Holding — Foley, S.J.
- The United States District Court for the District of Nevada held that the plaintiffs were not entitled to a preliminary injunction against Shell Oil and Arco.
Rule
- A franchisor may withdraw from a market and terminate franchise agreements if it provides proper notice and complies with the requirements of the Petroleum Marketing Practices Act.
Reasoning
- The court reasoned that the PMPA allows franchisors to withdraw from a market if they provide proper notice and comply with certain requirements.
- Shell's notice to the dealers was found to meet the PMPA's criteria, as it provided adequate information regarding the decision to withdraw.
- Additionally, the court determined that Shell's withdrawal was made in good faith and in the normal course of business, despite the dealers' claims of profitability.
- The court also held that Arco’s three-year franchise offers were compliant with the PMPA, as they were made in good faith and were not discriminatory compared to Arco's existing franchises.
- The court concluded that the plaintiffs failed to show serious questions regarding the merits of their case, which was necessary for granting a preliminary injunction.
Deep Dive: How the Court Reached Its Decision
Notice Requirements Under the PMPA
The court examined the notice requirements stipulated by the Petroleum Marketing Practices Act (PMPA), specifically the need for the franchisor to provide a 180-day written notice to franchisees when withdrawing from a market. Shell had sent a letter to both the dealers and the governor, articulating its decision to withdraw in good faith and explaining the reasons for such a decision. The court found that the notice provided sufficient detail for the dealers to understand their rights under the PMPA, referencing a precedent that similarly held a comparable notice sufficient. Although the dealers argued that the notice lacked specificity, the court concluded that the PMPA only required an articulation of reasons that allowed the franchisees to assess their legal rights, which Shell's notice adequately fulfilled. Therefore, the court ruled that Shell's notice complied with the statutory requirements and was not defective as claimed by the dealers.
Good Faith Requirement
The court evaluated the claim that Shell's decision to withdraw from the Southern Nevada market was not made in good faith, as the dealers asserted that Shell was financially stable in the area. However, the PMPA does not mandate that a franchisor demonstrate losses to justify termination; instead, it focuses on whether the withdrawal was a bona fide business decision made in the normal course of operations. The legislative history of the PMPA indicated that the good faith test aims to prevent sham terminations rather than to question the wisdom of business decisions. The court found that Shell's decision was consistent with its established business practices and did not deviate from its policies. Consequently, the court determined that Shell's withdrawal was legitimate and compliant with the good faith requirement of the PMPA.

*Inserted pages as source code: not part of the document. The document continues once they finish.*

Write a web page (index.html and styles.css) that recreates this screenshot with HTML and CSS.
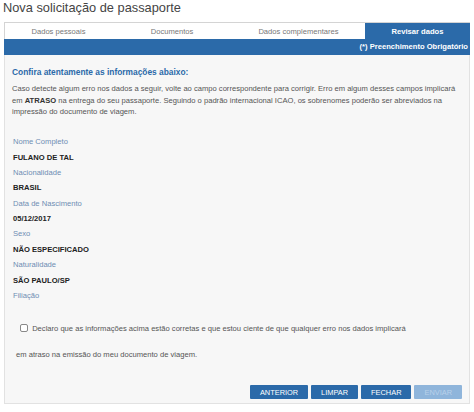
FILE: index.html
```html
<!DOCTYPE html>
<html lang="pt-BR">
<head>
  <meta charset="UTF-8" />
  <meta name="viewport" content="width=device-width, initial-scale=1.0" />
  <title>Nova solicitação de passaporte</title>
  <link rel="stylesheet" href="styles.css">
</head>
<body>
  <h1 class="titulo">Nova solicitação de passaporte</h1>

  <div class="wizard">
    <div class="abas">
      <div class="aba">Dados pessoais</div>
      <div class="aba">Documentos</div>
      <div class="aba">Dados complementares</div>
      <div class="aba ativa">Revisar dados</div>
    </div>
    <div class="barra">(*) Preenchimento Obrigatório</div>
  </div>

  <div class="painel">
    <h3>Confira atentamente as informações abaixo:</h3>
    <p class="aviso">Caso detecte algum erro nos dados a seguir, volte ao campo correspondente para corrigir. Erro em algum desses campos implicará em <b>ATRASO</b> na entrega do seu passaporte. Seguindo o padrão internacional ICAO, os sobrenomes poderão ser abreviados na impressão do documento de viagem.</p>

    <dl class="dados">
      <dt>Nome Completo</dt>
      <dd>FULANO DE TAL</dd>
      <dt>Nacionalidade</dt>
      <dd>BRASIL</dd>
      <dt>Data de Nascimento</dt>
      <dd>05/12/2017</dd>
      <dt>Sexo</dt>
      <dd>NÃO ESPECIFICADO</dd>
      <dt>Naturalidade</dt>
      <dd>SÃO PAULO/SP</dd>
      <dt>Filiação</dt>
    </dl>

    <p class="declaro">
      <input type="checkbox" id="declaro" />
      <label for="declaro">Declaro que as informações acima estão corretas e que estou ciente de que qualquer erro nos dados implicará<br>em atraso na emissão do meu documento de viagem.</label>
    </p>

    <div class="botoes">
      <button>ANTERIOR</button>
      <button>LIMPAR</button>
      <button>FECHAR</button>
      <button disabled>ENVIAR</button>
    </div>
  </div>
</body>
</html>
```

FILE: styles.css
```css
body { margin: 0; font-family: "Liberation Sans", Arial, sans-serif; font-size: 7.6px; color: #555; background: #fff; }
.titulo { margin: 0; padding: 0 0 0 3px; height: 22px; line-height: 15px; font-size: 12.8px; font-weight: normal; color: #444; }

.wizard { margin: 0 4px; border-top: 1px solid #d4d4d4; }
.abas { display: grid; grid-template-columns: 107px 120px 133px 1fr; height: 16px; border-left: 1px solid #d4d4d4; }
.aba { display: flex; align-items: center; justify-content: center; color: #777; background: #fff; }
.aba.ativa { background: #2b6aa9; color: #fff; font-weight: bold; }
.barra { height: 16px; line-height: 16px; background: #2b6aa9; color: #fff; font-weight: bold; text-align: right; padding-right: 2px; }

.painel { margin: 0 4px; height: 349px; box-sizing: border-box; padding: 12px 7px 0 7px; background: #f7f7f7; border: 1px solid #e2e2e2; border-top: none; display: flex; flex-direction: column; }
.painel h3 { margin: 0; font-size: 8.4px; line-height: 10px; color: #2b6aa9; }
.aviso { margin: 6px 0 0; line-height: 11.7px; color: #555; }
.aviso b { color: #333; }

.dados { margin: 16px 0 0; padding-left: 1px; }
.dados dt, .dados dd { margin: 0; height: 15.4px; line-height: 15.4px; }
.dados dt { color: #6e8db3; }
.dados dd { color: #222; font-weight: bold; }

.declaro { margin: 13px 0 0; padding-left: 4px; line-height: 26px; color: #555; }
.declaro input { -webkit-appearance: none; appearance: none; width: 8px; height: 8px; margin: 0 2px 0 4px; vertical-align: -1px; border: 1px solid #888; border-radius: 2px; background: #fff; }

.botoes { margin-top: auto; margin-bottom: 4px; display: flex; justify-content: flex-end; gap: 3px; }
.botoes button { height: 14px; padding: 0 10px; border: none; border-radius: 1px; background: #2b6aa9; color: #fff; font-family: inherit; font-size: 7.4px; cursor: pointer; }
.botoes button:disabled { background: #8fb5db; color: #b9d1ea; cursor: default; }
```
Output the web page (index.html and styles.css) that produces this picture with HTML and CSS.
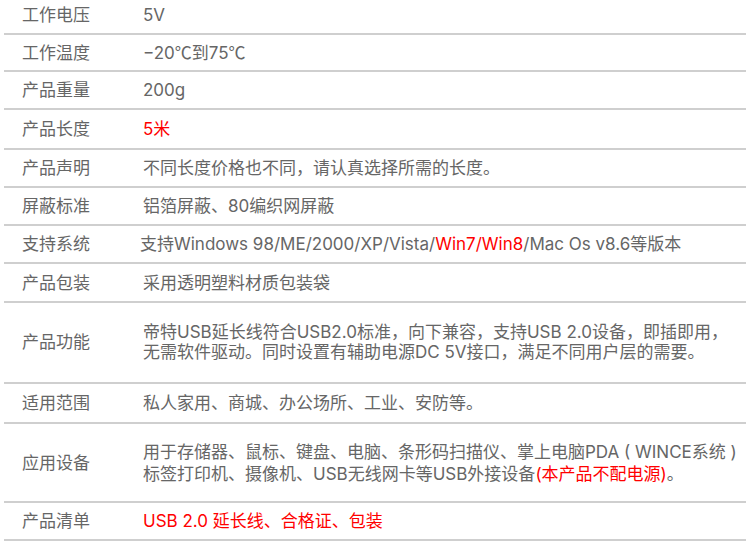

Franchise Offer Compliance
The court assessed Arco's compliance with the PMPA regarding the franchise offers made to the dealers. It noted that Arco had initially offered a one-year trial franchise, which the dealers rejected, and later sent a three-year franchise offer by certified mail. The dealers contended that the one-year offer indicated bad faith and that the three-year offer was untimely, but the court found no statutory requirement for timing concerning good faith offers under the PMPA. The court emphasized that as long as a franchisor made a good faith, non-discriminatory offer, it satisfied the requirements of the PMPA, regardless of prior offers. The court concluded that Arco’s three-year offers were in accordance with the PMPA, as they were not discriminatory and aligned with the terms offered to existing franchisees.
Serious Questions for Litigation
In considering whether to grant the dealers a preliminary injunction, the court noted that the dealers must demonstrate sufficiently serious questions regarding the merits of their case. The court found that the dealers had failed to present substantial evidence that Shell and Arco had violated the PMPA. Since the court previously determined that Shell's notice and withdrawal complied with the PMPA, as well as Arco's subsequent offers, it concluded that there were no serious questions that warranted further litigation. This lack of merit led the court to decide that the dealers were not entitled to a preliminary injunction, as the evidence did not support their claims against the defendants.
Conclusion of the Court
Ultimately, the court denied the dealers' application for a preliminary injunction, concluding that both Shell and Arco had complied with the requirements set forth under the PMPA. The court established that Shell's written notice was sufficient and that the decision to withdraw was made in good faith and in the normal course of business. Additionally, the court confirmed that Arco's franchise offers were compliant with the PMPA, being both timely and non-discriminatory. The court emphasized that the dealers had not demonstrated the serious questions necessary for litigation under the PMPA, thus reinforcing the legitimacy of Shell and Arco's actions. As a result, the court issued an order denying the dealers' request for injunctive relief against the property exchange agreement between Shell and Arco.